=== Objective ===
Omit all images. Write out the rest of the material exactly.

★ ★ ★ ★ ★

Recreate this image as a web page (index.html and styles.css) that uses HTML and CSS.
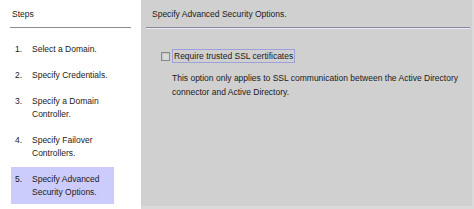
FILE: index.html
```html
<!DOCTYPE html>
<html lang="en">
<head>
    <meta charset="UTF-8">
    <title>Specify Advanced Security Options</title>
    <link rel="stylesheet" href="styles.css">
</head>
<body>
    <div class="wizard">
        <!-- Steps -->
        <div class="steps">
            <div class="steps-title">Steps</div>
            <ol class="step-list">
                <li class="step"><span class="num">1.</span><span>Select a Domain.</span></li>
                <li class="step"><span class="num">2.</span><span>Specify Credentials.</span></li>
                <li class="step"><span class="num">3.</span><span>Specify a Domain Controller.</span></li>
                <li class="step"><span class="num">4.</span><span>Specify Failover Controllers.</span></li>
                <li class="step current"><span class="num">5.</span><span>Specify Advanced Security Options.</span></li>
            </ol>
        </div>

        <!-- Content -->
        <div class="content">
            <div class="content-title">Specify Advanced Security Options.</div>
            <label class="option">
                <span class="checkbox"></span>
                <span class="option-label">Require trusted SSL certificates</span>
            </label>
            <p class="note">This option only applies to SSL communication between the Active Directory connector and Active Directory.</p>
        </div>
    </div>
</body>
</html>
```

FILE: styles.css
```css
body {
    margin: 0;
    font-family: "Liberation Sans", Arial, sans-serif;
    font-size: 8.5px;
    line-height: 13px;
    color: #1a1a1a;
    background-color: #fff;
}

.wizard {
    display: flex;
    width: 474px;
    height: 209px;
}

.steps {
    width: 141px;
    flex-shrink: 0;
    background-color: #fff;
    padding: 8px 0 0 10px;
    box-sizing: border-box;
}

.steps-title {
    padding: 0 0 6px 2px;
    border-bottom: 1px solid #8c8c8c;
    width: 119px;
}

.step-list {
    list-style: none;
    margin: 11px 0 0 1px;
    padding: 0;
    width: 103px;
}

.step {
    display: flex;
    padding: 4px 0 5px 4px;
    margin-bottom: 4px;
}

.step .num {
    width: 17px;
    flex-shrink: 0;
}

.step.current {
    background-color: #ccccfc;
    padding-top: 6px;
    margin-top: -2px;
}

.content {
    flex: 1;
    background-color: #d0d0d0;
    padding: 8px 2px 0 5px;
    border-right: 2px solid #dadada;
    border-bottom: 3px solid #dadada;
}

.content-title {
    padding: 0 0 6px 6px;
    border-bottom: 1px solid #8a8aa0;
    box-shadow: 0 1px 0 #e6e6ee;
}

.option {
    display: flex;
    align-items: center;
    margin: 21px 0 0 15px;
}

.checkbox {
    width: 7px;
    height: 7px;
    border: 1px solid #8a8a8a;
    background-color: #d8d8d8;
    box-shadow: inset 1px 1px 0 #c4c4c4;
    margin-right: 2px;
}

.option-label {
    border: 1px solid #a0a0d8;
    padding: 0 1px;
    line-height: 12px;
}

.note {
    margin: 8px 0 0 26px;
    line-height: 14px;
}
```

★ ★ ★ ★ ★

=== Exercise response ===
Recreate this image as a web page (index.html and styles.css) that uses HTML and CSS.
FILE: index.html
```html
<!DOCTYPE html>
<html lang="en">
<head>
    <meta charset="UTF-8">
    <title>Specify Advanced Security Options</title>
    <link rel="stylesheet" href="styles.css">
</head>
<body>
    <div class="wizard">
        <!-- Steps -->
        <div class="steps">
            <div class="steps-title">Steps</div>
            <ol class="step-list">
                <li class="step"><span class="num">1.</span><span>Select a Domain.</span></li>
                <li class="step"><span class="num">2.</span><span>Specify Credentials.</span></li>
                <li class="step"><span class="num">3.</span><span>Specify a Domain Controller.</span></li>
                <li class="step"><span class="num">4.</span><span>Specify Failover Controllers.</span></li>
                <li class="step current"><span class="num">5.</span><span>Specify Advanced Security Options.</span></li>
            </ol>
        </div>

        <!-- Content -->
        <div class="content">
            <div class="content-title">Specify Advanced Security Options.</div>
            <label class="option">
                <span class="checkbox"></span>
                <span class="option-label">Require trusted SSL certificates</span>
            </label>
            <p class="note">This option only applies to SSL communication between the Active Directory connector and Active Directory.</p>
        </div>
    </div>
</body>
</html>
```

FILE: styles.css
```css
body {
    margin: 0;
    font-family: "Liberation Sans", Arial, sans-serif;
    font-size: 8.5px;
    line-height: 13px;
    color: #1a1a1a;
    background-color: #fff;
}

.wizard {
    display: flex;
    width: 474px;
    height: 209px;
}

.steps {
    width: 141px;
    flex-shrink: 0;
    background-color: #fff;
    padding: 8px 0 0 10px;
    box-sizing: border-box;
}

.steps-title {
    padding: 0 0 6px 2px;
    border-bottom: 1px solid #8c8c8c;
    width: 119px;
}

.step-list {
    list-style: none;
    margin: 11px 0 0 1px;
    padding: 0;
    width: 103px;
}

.step {
    display: flex;
    padding: 4px 0 5px 4px;
    margin-bottom: 4px;
}

.step .num {
    width: 17px;
    flex-shrink: 0;
}

.step.current {
    background-color: #ccccfc;
    padding-top: 6px;
    margin-top: -2px;
}

.content {
    flex: 1;
    background-color: #d0d0d0;
    padding: 8px 2px 0 5px;
    border-right: 2px solid #dadada;
    border-bottom: 3px solid #dadada;
}

.content-title {
    padding: 0 0 6px 6px;
    border-bottom: 1px solid #8a8aa0;
    box-shadow: 0 1px 0 #e6e6ee;
}

.option {
    display: flex;
    align-items: center;
    margin: 21px 0 0 15px;
}

.checkbox {
    width: 7px;
    height: 7px;
    border: 1px solid #8a8a8a;
    background-color: #d8d8d8;
    box-shadow: inset 1px 1px 0 #c4c4c4;
    margin-right: 2px;
}

.option-label {
    border: 1px solid #a0a0d8;
    padding: 0 1px;
    line-height: 12px;
}

.note {
    margin: 8px 0 0 26px;
    line-height: 14px;
}
```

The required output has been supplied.